Cependant, Pr Fatoumata Sylla s’inquiète du fait que les parents et le corps médical ont tendance à le comparer à une cataracte. Pour elle, ils n’ont pas la conscience de la gravité de cette maladie, alors que c’est une maladie qui évolue très rapidement. Seul un médecin peut diagnostiquer le rétinoblastome en se fondant sur les symptômes et les examens diagnostiques.
Pour la maladie, la pédiatre dit qu’il n’y a pas de prévention possible. La seule façon de l’éviter est d’éviter les mariages de consanguinité. En négligeant le rétinoblastome, il peut engendrer de lourdes complications. La principale est la mise en jeu de la vie de l’enfant. La tumeur évolue dans le cerveau à travers les nerfs de l’œil et provoque la métastase comme les autres cancers. La maladie va donc se localiser un peu partout dans le corps.
Selon le Pr Fatoumata Sylla, dans les pays développés un enfant ne meurt plus du rétinoblastome. La mortalité au Mali est encore très élevée. Le taux de mortalité à l’IOTA tourne autour de 50%. Dans les cas les plus avancés, tout ce qu’on peut faire c’est d’accompagner le malade en lui donnant des calmants avant le décès. Actuellement, à l’IOTA, le rétinoblastome peut être guéri dans les cas où la maladie a été diagnostiquée tôt.
Au Mali, avant 2008, tous les enfants mourraient, mais grâce aux contacts avec les hôpitaux anticancéreux de France, la collaboration avec l’unité d’oncologie-pédiatrie de l’hôpital Gabriel Touré ainsi qu’à l’aide des partenaires, le taux de mortalité a baissé de 50%.
Deux types de traitement sont opérés : le traitement par énucléation et le traitement conservateur. Le premier consiste à enlever complètement l’œil. C’est lorsque la tumeur est dans l’œil. Le professeur révèle qu’il vaut mieux enlever l’œil plutôt que de laisser le risque de mort et le deuxième permet de détruire la tumeur dans l’œil. Ces traitements utilisent soit des rayons lasers ou rayon du froid appelé la cryothérapie. Par ailleurs, les deux traitements sont souvent associés à la chimiothérapie. Elle déclare que la chimiothérapie seule ne guérit pas.

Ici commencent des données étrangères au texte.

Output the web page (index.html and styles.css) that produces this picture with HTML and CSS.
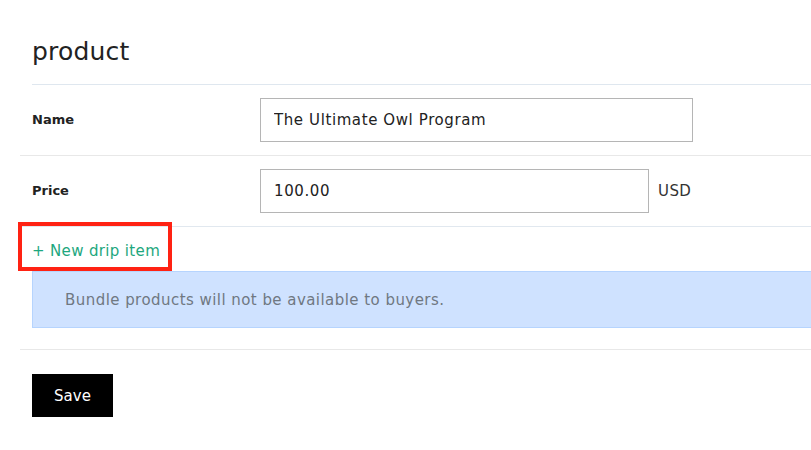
FILE: index.html
```html
<!DOCTYPE html>
<html>
<head>
<meta charset="utf-8">
<link rel="stylesheet" href="styles.css">
</head>
<body>
<div class="form">
  <div class="header"><h1 class="title">product</h1></div>
  <div class="row">
    <div class="label">Name</div>
    <div class="field"><input class="input input-name" type="text" value="The Ultimate Owl Program"></div>
  </div>
  <div class="row row-last">
    <div class="label">Price</div>
    <div class="field"><input class="input input-price" type="text" value="100.00"><span class="unit">USD</span></div>
  </div>
  <div class="drip">
    <a class="drip-link" href="#">+ New drip item</a>
  </div>
  <div class="alert">Bundle products will not be available to buyers.</div>
  <div class="actions">
    <button class="save">Save</button>
  </div>
</div>
</body>
</html>
```

FILE: styles.css
```css
* { box-sizing: border-box; }
html, body { margin: 0; padding: 0; background: #fff; }
body { font-family: "DejaVu Sans", "Open Sans", sans-serif; color: #222; }

.form { margin-left: 20px; }

.header {
  margin-left: 12px;
  height: 85px;
  border-bottom: 1px solid #dfe7ef;
}
.title {
  margin: 0;
  padding-top: 37px;
  font-size: 25px;
  font-weight: normal;
  line-height: 30px;
  letter-spacing: 0.2px;
  color: #222;
}

.row {
  display: grid;
  grid-template-columns: 228px 1fr;
  align-items: center;
  padding: 13px 0 13px 12px;
  border-bottom: 1px solid #e8e8e8;
}
.row-last { border-bottom-color: #e1e8ef; }
.label {
  font-size: 13px;
  font-weight: bold;
  color: #222;
  margin-top: -2px;
}
.field { display: flex; align-items: center; }
.input {
  height: 44px;
  border: 1px solid #b5b5b5;
  border-radius: 0;
  padding: 0 13px;
  font-family: inherit;
  font-size: 15px;
  letter-spacing: 0.6px;
  color: #222;
  outline: none;
}
.input-name { width: 433px; }
.input-price { width: 389px; }
.unit { margin-left: 9px; font-size: 15px; letter-spacing: 0.4px; color: #333; }

.drip {
  height: 44px;
  display: flex;
  align-items: flex-start;
}
.drip-link {
  display: flex;
  align-items: center;
  height: 49px;
  margin-top: -5px;
  margin-left: -2px;
  padding: 8px 8px 0 10px;
  border: 4px solid #ff2213;
  color: #1ea77e;
  font-size: 15px;
  letter-spacing: 0.35px;
  text-decoration: none;
}

.alert {
  margin-left: 12px;
  height: 57px;
  background: #cfe2ff;
  border: 1px solid #b6d4fe;
  border-right: none;
  display: flex;
  align-items: center;
  padding-left: 32px;
  font-size: 15px;
  letter-spacing: 0.45px;
  color: #6f7882;
}

.actions {
  margin-top: 21px;
  border-top: 1px solid #e8e8e8;
  padding: 24px 0 0 12px;
}
.save {
  width: 81px;
  height: 43px;
  background: #000;
  color: #fff;
  border: none;
  border-radius: 0;
  font-family: inherit;
  font-size: 15px;
  padding: 0;
}
```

La praticienne assure qu’il n’y a pas de subvention pour le traitement de la maladie alors que les médicaments coûtent très chers. Une seule chimiothérapie coûte 350.000 Fcfa alors qu’il en faut au moins 6. C’est pour cela que l’ophtalmologiste lance un cri du cœur aux autorités pour qu’elles prennent en charge ces enfants. Elle invite, par ailleurs, la population à signaler toutes anomalies sur les yeux d’un enfant au personnel sanitaire. Elle recommande au personnel sanitaire de ne pas hésiter à référer les cas graves quand il n’est pas sûr de disposer de toutes les compétences professionnelles et matérielles pour les traiter.